A pair of suicide car bombs killed at least 57 casual laborers -- most of them Shiites -- in downtown Baghdad yesterday, as Iraq's divided government struggled to deal with the escalating violence.
The coordinated blasts came as leaders in Baghdad and Washington were working to come up with a new political and military formula to halt the rising tide of chaos threatening to tear the fragile country apart.
US President George W. Bush was locked in crisis meetings with policy experts and yesterday was to meet Iraq's top Sunni elected official and hold a video conference with his ambassador in Baghdad to decide on major policy changes.
Meanwhile, in Baghdad party politicians have been meeting with an eye to restructuring the ruling coalition, while the prime minister hopes to hold a national reconciliation conference on Saturday.
At least 57 people were killed and 225 wounded in the devastating blasts that ripped through the busy Tayaran Square at 7am where Shiite laborers from Sadr City gather to look for day work.
Witnesses described how a pair of vehicles were involved in the attack.
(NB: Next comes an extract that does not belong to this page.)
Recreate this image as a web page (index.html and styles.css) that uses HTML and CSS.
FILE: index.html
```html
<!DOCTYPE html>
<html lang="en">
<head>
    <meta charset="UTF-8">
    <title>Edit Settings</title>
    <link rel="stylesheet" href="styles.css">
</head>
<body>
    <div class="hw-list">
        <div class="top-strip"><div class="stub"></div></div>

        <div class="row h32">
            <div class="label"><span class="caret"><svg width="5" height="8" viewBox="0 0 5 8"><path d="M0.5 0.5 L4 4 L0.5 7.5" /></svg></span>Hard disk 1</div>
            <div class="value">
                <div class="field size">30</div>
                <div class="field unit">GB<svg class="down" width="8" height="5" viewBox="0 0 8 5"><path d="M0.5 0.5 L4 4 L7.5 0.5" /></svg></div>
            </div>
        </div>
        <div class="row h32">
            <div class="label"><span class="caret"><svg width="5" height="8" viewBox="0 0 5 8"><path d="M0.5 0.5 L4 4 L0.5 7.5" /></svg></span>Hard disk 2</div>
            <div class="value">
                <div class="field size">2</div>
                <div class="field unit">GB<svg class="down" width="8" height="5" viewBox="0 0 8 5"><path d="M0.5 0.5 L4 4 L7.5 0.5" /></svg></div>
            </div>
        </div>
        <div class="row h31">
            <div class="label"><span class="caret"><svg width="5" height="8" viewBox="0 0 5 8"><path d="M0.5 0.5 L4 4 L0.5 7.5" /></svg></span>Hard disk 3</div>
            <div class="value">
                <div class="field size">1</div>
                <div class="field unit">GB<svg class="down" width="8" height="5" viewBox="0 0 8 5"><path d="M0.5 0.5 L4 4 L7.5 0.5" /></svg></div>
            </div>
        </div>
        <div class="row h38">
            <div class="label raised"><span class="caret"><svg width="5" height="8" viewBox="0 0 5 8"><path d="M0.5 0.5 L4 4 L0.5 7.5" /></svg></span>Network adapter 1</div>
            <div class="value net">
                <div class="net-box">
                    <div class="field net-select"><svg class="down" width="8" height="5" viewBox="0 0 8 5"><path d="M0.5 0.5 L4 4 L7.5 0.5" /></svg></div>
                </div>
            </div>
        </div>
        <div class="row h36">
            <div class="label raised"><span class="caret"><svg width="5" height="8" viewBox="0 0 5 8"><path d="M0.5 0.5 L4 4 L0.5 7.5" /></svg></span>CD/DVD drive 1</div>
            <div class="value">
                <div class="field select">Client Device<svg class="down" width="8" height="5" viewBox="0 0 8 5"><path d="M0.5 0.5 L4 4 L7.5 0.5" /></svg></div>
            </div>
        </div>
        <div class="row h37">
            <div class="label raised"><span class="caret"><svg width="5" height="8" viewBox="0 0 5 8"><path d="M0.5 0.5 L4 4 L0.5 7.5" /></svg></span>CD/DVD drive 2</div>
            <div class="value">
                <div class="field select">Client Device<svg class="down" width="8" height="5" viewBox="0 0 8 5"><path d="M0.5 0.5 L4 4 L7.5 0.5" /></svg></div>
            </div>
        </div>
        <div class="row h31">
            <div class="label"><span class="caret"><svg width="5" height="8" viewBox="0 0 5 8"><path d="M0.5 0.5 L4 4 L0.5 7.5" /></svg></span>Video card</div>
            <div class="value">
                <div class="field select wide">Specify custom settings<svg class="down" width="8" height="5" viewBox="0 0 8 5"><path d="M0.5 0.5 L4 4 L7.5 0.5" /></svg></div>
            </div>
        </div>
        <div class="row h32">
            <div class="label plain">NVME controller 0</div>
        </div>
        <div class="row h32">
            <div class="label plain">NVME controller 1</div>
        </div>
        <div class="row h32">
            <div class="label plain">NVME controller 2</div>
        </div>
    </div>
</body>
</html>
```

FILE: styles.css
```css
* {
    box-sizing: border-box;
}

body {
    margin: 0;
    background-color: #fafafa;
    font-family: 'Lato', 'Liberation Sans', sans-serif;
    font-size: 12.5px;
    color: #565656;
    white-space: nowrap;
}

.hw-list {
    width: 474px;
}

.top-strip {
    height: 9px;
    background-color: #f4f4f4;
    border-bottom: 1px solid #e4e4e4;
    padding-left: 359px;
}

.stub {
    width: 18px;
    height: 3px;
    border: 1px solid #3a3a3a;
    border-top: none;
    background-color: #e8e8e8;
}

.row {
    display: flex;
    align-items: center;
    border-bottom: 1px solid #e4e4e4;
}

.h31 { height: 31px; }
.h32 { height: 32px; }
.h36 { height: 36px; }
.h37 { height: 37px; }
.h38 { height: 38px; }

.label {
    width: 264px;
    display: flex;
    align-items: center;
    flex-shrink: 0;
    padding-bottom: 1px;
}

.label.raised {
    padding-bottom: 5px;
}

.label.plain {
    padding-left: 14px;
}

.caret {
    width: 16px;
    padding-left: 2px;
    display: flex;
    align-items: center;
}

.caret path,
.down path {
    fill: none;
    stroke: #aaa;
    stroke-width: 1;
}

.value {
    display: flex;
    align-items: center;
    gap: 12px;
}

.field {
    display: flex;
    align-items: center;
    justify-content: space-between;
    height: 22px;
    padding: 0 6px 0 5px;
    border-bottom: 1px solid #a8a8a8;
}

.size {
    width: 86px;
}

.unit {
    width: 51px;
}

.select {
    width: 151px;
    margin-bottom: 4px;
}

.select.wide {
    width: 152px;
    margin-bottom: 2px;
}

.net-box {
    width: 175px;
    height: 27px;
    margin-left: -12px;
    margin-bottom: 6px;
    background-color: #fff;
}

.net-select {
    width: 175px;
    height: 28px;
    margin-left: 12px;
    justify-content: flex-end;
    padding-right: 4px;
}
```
First a BMW car rear-ended a police vehicle and exploded, prompting crowds of day laborers and stall holders to take shelter on the other side of the square. Two minutes later a pickup truck ploughed into the crowd and exploded.
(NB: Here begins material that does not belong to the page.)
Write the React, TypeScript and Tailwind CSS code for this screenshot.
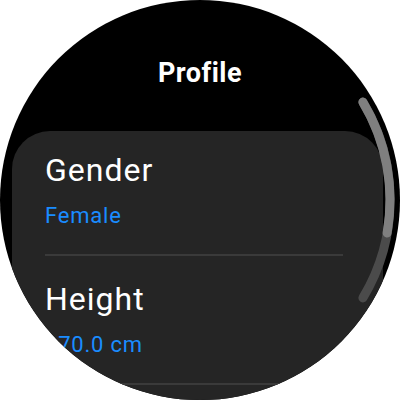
const font = { fontFamily: 'Roboto, "Noto Sans", sans-serif' }

function Item({ label, value, top }: { label: string; value: string; top: string }) {
  return (
    <div className={`flex flex-col px-[33px] ${top}`}>
      <span className="text-[32px] leading-none tracking-[1px] text-white">{label}</span>
      <span className="mt-[19px] text-[22px] leading-none tracking-[0.8px] text-[#1a8cff]">{value}</span>
      <div className="mt-[27px] h-[2px] w-[298px] bg-[#3a3a3a]" />
    </div>
  )
}

export default function App() {
  return (
    <div className="w-[400px] h-[400px] bg-white" style={font}>
      <div className="relative w-[400px] h-[400px] rounded-full overflow-hidden bg-black">
        <div className="flex flex-col">
          <div className="pt-[60px] text-center text-[27px] leading-none font-bold text-white tracking-[0.5px]">
            Profile
          </div>
          <div className="mt-[44px] ml-[12px] w-[371px] h-[320px] rounded-[38px] bg-[#252525]">
            <Item label="Gender" value="Female" top="pt-[23px]" />
            <Item label="Height" value="170.0 cm" top="pt-[27px]" />
          </div>
        </div>

        {/* scroll indicator */}
        <svg className="absolute inset-0" width="400" height="400" viewBox="0 0 400 400" fill="none">
          <path d="M362.9 102.1 A190 190 0 0 1 362.9 297.9" stroke="#4b4b4b" strokeWidth="9" strokeLinecap="round" />
          <path d="M362.9 102.1 A190 190 0 0 1 387.1 233" stroke="#7f7f7f" strokeWidth="9" strokeLinecap="round" />
        </svg>
      </div>
    </div>
  )
}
"After the explosion, not a single person in the square was standing. I thought everyone was dead," said Khaled Nasser, a laborer who searched the wreckage for four of his companions.
"I found them all cut in half -- no legs -- and for some I could only find their heads," he said.
Two buildings were severely damaged in the blasts and dozens of shops were burned, while plumbing fixtures and tools from vendors' stalls lay scattered through the bloody debris.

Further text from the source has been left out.